= Albrecht Dümling =

German musicologist (born 1949)

Albrecht Dümling (born 1949) is a German musicologist and music critic.

==Biography==
Born in Wuppertal, Dümling studied musicology in Essen, Vienna and Berlin and earned a Ph.D. with an interdisciplinary study on Arnold Schoenberg and Stefan George, with Carl Dahlhaus as his mentor. In 1985 he published his comprehensive work on Bertolt Brecht’s collaboration with composers. As a co-founder of the "International Hanns Eisler Society", Dümling was instrumental in creating the new "Gesamtausgabe" (complete edition) of the musical and literary works of the composer.

Following twenty years as music critic for the Berlin newspaper Der Tagesspiegel (1978–1998), Dümling contributed to the Frankfurter Allgemeine Zeitung, "Neue Musik-Zeitung" and several radio programs. He is also an "Honorary Research Associate" at the Royal Holloway, University of London, a "Research Fellow" at the Victorian College of the Arts in Melbourne and a member of the Advisory Board to the "International Centre for Suppressed Music"' in London.

As a scholar at the Getty Center for the History of Art and the Humanities Dümling created an American version of the exhibition „Entartete Musik (degenerate music) in 1989/90, which travelled to more than 50 locations worldwide, including the Royal Festival Hall in London, and the Vienna State Opera. In 2007 he developed a Spanish version of the exhibition for the University of Sevilla, and a revised German version for the Berlin Philharmonic Orchestra.

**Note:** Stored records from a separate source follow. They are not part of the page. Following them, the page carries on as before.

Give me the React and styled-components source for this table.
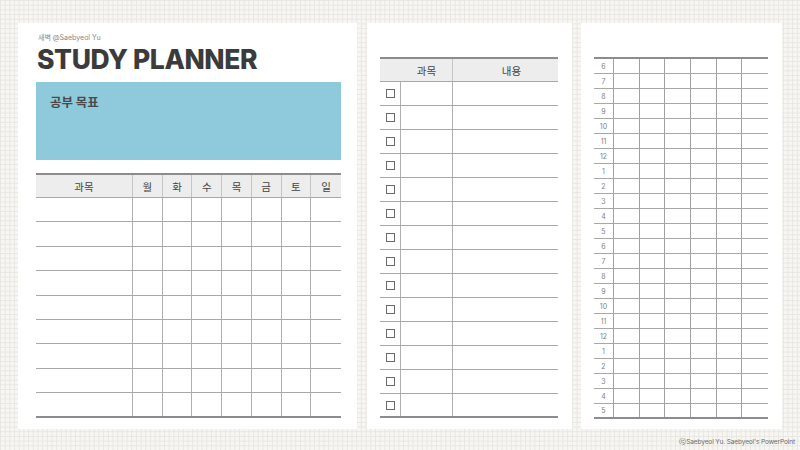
import React from 'react';
import styled, { createGlobalStyle } from 'styled-components';

const GlobalStyle = createGlobalStyle`
  * { box-sizing: border-box; }
  body {
    margin: 0;
    font-family: 'Inter', 'Noto Sans CJK KR', sans-serif;
  }
`;

const DAYS = ['월', '화', '수', '목', '금', '토', '일'];
const HOURS = [6, 7, 8, 9, 10, 11, 12, 1, 2, 3, 4, 5, 6, 7, 8, 9, 10, 11, 12, 1, 2, 3, 4, 5];

const App = () => {
  return (
    <>
      <GlobalStyle />
      <Page>
        <Panels>
          <Panel width={339} pad='10px 16px 0 18px'>
            <Credit>새벽 @Saebyeol Yu</Credit>
            <Title>STUDY PLANNER</Title>
            <GoalBox>
              <GoalTitle>공부 목표</GoalTitle>
            </GoalBox>
            <WeekTable>
              <HeadRow cols='97px repeat(7, 1fr)' h={25}>
                <HeadCell>과목</HeadCell>
                {DAYS.map((d) => (
                  <HeadCell key={d}>{d}</HeadCell>
                ))}
              </HeadRow>
              {Array.from({ length: 9 }).map((_, i) => (
                <BodyRow key={i} cols='97px repeat(7, 1fr)' h={24.4} last={i === 8}>
                  {Array.from({ length: 8 }).map((__, j) => (
                    <Cell key={j} />
                  ))}
                </BodyRow>
              ))}
            </WeekTable>
          </Panel>

          <Panel width={205} pad='34px 14px 0 13px'>
            <HeadRow cols='21px 52px 1fr' h={25}>
              <HeadCell blank />
              <HeadCell>과목</HeadCell>
              <HeadCell shift={6}>내용</HeadCell>
            </HeadRow>
            {Array.from({ length: 14 }).map((_, i) => (
              <BodyRow key={i} cols='21px 52px 1fr' h={24} last={i === 13}>
                <Cell center>
                  <CheckBox />
                </Cell>
                <Cell />
                <Cell />
              </BodyRow>
            ))}
          </Panel>

          <Panel width={201} pad='34px 14px 0 13px'>
            <TimeTop />
            {HOURS.map((h, i) => (
              <BodyRow key={i} cols='20px repeat(6, 1fr)' h={15} last={i === HOURS.length - 1}>
                <HourCell>{h}</HourCell>
                {Array.from({ length: 6 }).map((__, j) => (
                  <Cell key={j} dark />
                ))}
              </BodyRow>
            ))}
          </Panel>
        </Panels>
        <Footer>ⓒSaebyeol Yu. Saebyeol's PowerPoint</Footer>
      </Page>
    </>
  );
};

const Page = styled.div`
  width: 800px;
  height: 450px;
  overflow: hidden;
  background-color: #f7f6f3;
  background-image: linear-gradient(#e8e6e1 1px, transparent 1px),
    linear-gradient(90deg, #e8e6e1 1px, transparent 1px);
  background-size: 4.7px 4.7px;
  padding: 23px 0 0 18px;
`;

const Panels = styled.div`
  display: flex;
  gap: 10px;
  height: 406px;

  & > div:last-child {
    margin-left: -1px;
  }
`;

const Panel = styled.div`
  width: ${(p) => p.width}px;
  height: 100%;
  background: #ffffff;
  padding: ${(p) => p.pad};
  display: flex;
  flex-direction: column;
`;

const Credit = styled.div`
  font-size: 7px;
  line-height: 9px;
  color: #888888;
  margin-left: 2px;
`;

const Title = styled.h1`
  margin: 1px 0 0 1px;
  font-family: 'Inter', sans-serif;
  font-size: 26.5px;
  line-height: 32px;
  font-weight: 800;
  color: #3b3b3b;
  letter-spacing: -0.4px;
`;

const GoalBox = styled.div`
  margin-top: 7px;
  height: 78px;
  background: #8ecadc;
  padding: 12px 14px;
`;

const GoalTitle = styled.div`
  font-family: 'Noto Sans CJK KR', sans-serif;
  font-size: 12.5px;
  font-weight: 700;
  color: #4a4a4a;
  line-height: 16px;
`;

const WeekTable = styled.div`
  margin-top: 13px;
`;

const HeadRow = styled.div`
  display: grid;
  grid-template-columns: ${(p) => p.cols};
  height: ${(p) => p.h}px;
  background: #ededed;
  border-top: 2px solid #8c8c8c;
  border-bottom: 1px solid #a8a8a8;
`;

const HeadCell = styled.div`
  display: flex;
  align-items: center;
  justify-content: center;
  padding-left: ${(p) => (p.shift || 0) * 2}px;
  font-family: 'Noto Sans CJK KR', sans-serif;
  font-size: 10.5px;
  color: #444444;
  border-right: ${(p) => (p.blank ? 'none' : '1px solid #c4c4c4')};

  &:last-child {
    border-right: none;
  }
`;

const BodyRow = styled.div`
  display: grid;
  grid-template-columns: ${(p) => p.cols};
  height: ${(p) => p.h}px;
  border-bottom: ${(p) => (p.last ? '2px solid #8c8c8c' : '1px solid #a8a8a8')};
`;

const Cell = styled.div`
  display: flex;
  align-items: center;
  justify-content: ${(p) => (p.center ? 'center' : 'flex-start')};
  border-right: 1px solid ${(p) => (p.dark ? '#a0a0a0' : '#b0b0b0')};

  &:last-child {
    border-right: none;
  }
`;

const CheckBox = styled.span`
  width: 9px;
  height: 9px;
  border: 1.5px solid #6a6a6a;
  margin-left: 1px;
`;

const TimeTop = styled.div`
  height: 2px;
  background: #8c8c8c;
`;

const HourCell = styled.div`
  display: flex;
  align-items: center;
  justify-content: center;
  font-family: 'Inter', sans-serif;
  font-size: 7px;
  color: #808080;
  border-right: 1px solid #a0a0a0;
`;

const Footer = styled.div`
  text-align: right;
  padding-right: 5px;
  margin-top: 9px;
  font-family: 'Inter', sans-serif;
  font-size: 6.5px;
  color: #6a6a6a;
  letter-spacing: -0.1px;
`;

export default App;
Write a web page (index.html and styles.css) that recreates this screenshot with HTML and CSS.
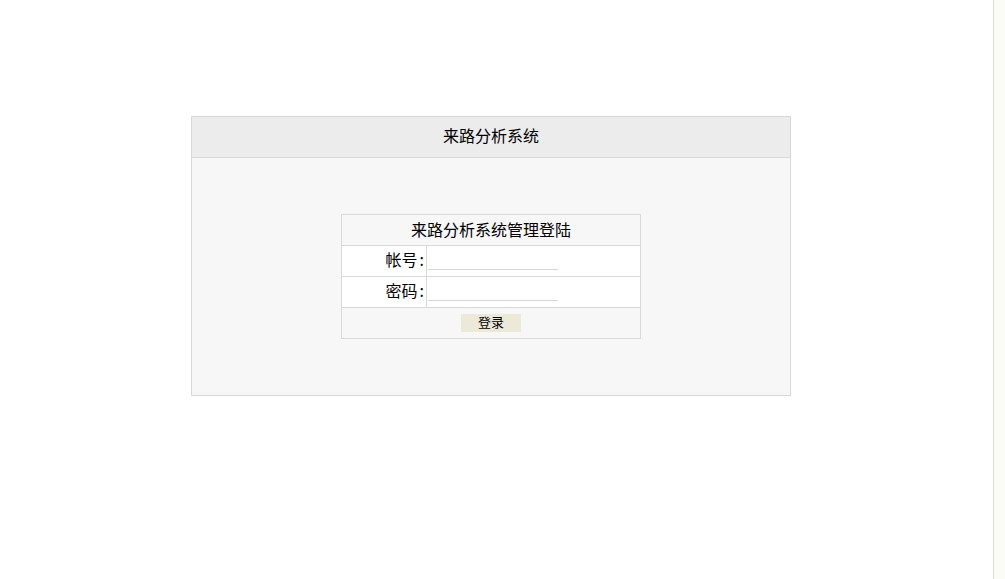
FILE: index.html
```html
<!DOCTYPE html>
<html lang="zh-CN">
<head>
    <meta charset="UTF-8">
    <title>来路分析系统</title>
    <link rel="stylesheet" href="styles.css">
</head>
<body>
    <div class="page">
        <main class="content">
            <div class="panel">
                <div class="panel-head">来路分析系统</div>
                <div class="panel-body">
                    <form class="login">
                        <table class="login-table">
                            <tr>
                                <th colspan="2" class="login-title">来路分析系统管理登陆</th>
                            </tr>
                            <tr class="field">
                                <td class="label">帐号<span class="colon">:</span></td>
                                <td><input type="text" name="username" autocomplete="off"></td>
                            </tr>
                            <tr class="field">
                                <td class="label">密码<span class="colon">:</span></td>
                                <td><input type="password" name="password" autocomplete="off"></td>
                            </tr>
                            <tr>
                                <td colspan="2" class="actions"><button type="submit">登录</button></td>
                            </tr>
                        </table>
                    </form>
                </div>
            </div>
        </main>
        <div class="scrollbar"></div>
    </div>
</body>
</html>
```

FILE: styles.css
```css
html,
body {
    height: 100%;
}

body {
    margin: 0;
    font-family: "Noto Sans CJK SC", "Liberation Sans", sans-serif;
    color: #000;
    background: #fff;
}

.page {
    display: flex;
    height: 100%;
}

.content {
    flex: 1;
}

.scrollbar {
    width: 11px;
    border-left: 1px solid #dcdcd6;
    background-color: #fcfcf7;
}

.panel {
    width: 598px;
    margin: 116px 0 0 191px;
    border: 1px solid #d8d8d8;
    background-color: #f7f7f7;
}

.panel-head {
    height: 40px;
    line-height: 36px;
    text-align: center;
    font-size: 16px;
    background-color: #ececec;
    border-bottom: 1px solid #d8d8d8;
}

.panel-body {
    padding: 56px 0;
}

.login-table {
    width: 300px;
    margin: 0 auto;
    border-collapse: collapse;
}

.login-table th,
.login-table td {
    height: 30px;
    padding: 0;
    border: 1px solid #d9d9d9;
    font-size: 16px;
    font-weight: normal;
    vertical-align: middle;
}

.login-table .login-title {
    height: 27px;
    padding-bottom: 3px;
    line-height: 20px;
    background-color: #f7f7f7;
}

.field td {
    background-color: #fff;
}

.login-table .label {
    width: 82px;
    height: 25px;
    padding: 0 2px 5px 0;
    text-align: right;
    line-height: 20px;
}

.colon {
    margin-left: 2px;
}

.field input {
    display: block;
    width: 130px;
    height: 20px;
    margin: 0 0 4px 1px;
    padding: 0;
    border: none;
    border-bottom: 1px solid #d6d6d6;
    background: #fff;
    font-size: 14px;
    outline: none;
}

.actions {
    text-align: center;
    background-color: #f7f7f7;
}

.actions button {
    display: block;
    width: 60px;
    height: 18px;
    margin: 0 auto;
    padding: 0 0 2px;
    border: none;
    background-color: #ece9d8;
    font-family: inherit;
    font-size: 13px;
    line-height: 16px;
    color: #000;
    cursor: pointer;
}
```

In 1990, Dümling was appointed chairman of "musica reanimata", a society for the promotion of composers persecuted by the Nazis, which in 2006 was awarded the "German Critics’ Prize". 1992-99 he served as Project Consultant for the DECCA CD-series "Entartete Musik". Following a lecture tour through Australia he was the organiser of the conference “Musical Exile in Australia” in Dresden 1996. From 2000 to 2003 Dümling continued this research project at the Technische Universität Berlin (Zentrum für Antisemitismusforschung), sponsored by the Deutsche Forschungsgemeinschaft. 2004 he received the Harold White Fellowship from the National Library of Australia.

In 1992 Dümling wrote the official biography of German composer Leon Jessel (1871–1942). He revised and republished the biography in 2012.

Dümling was awarded the European Cultural Prize "KAIROS" of the Alfred Toepfer Foundation in Hamburg, for the rediscovery of persecuted musicians.

==Selected bibliography==
- Dümling, Albrecht. Laßt euch nicht verführen! Brecht und die Musik. München: Kindler, 1985
- Dümling, Albrecht. Die verweigerte Heimat: Leon Jessel, der Komponist des "Schwarzwaldmädel" (The Denied Homeland: Leon Jessel, Composer of "Black Forest Girl"). Düsseldorf: Der kleine Verlag, 1992. Revised in 2012 and published by Lukas Verlag.
- Dümling, Albrecht. Die verschwundenen Musiker: Jüdische Flüchtlinge in Australien. Böhlau Verlag, 2011.
- Albrecht Dümling/Peter Girth (eds). Entartete Musik: Dokumentation und Kommentar zur Düsseldorfer Ausstellung von 1938. Düsseldorf: Der Kleine Verlag, 1988. Expanded edition 1993. ISBN 3-924166-29-3
- Dümling, Albrecht (2003). "Musik hat ihren Wert. 100 Jahre musikalische Verwertungsgesellschaft in Deutschland"
- Dümling, Albrecht. The Vanished Musicians. Jewish Refugees in Australia. Oxford: Peter Lang, 2016.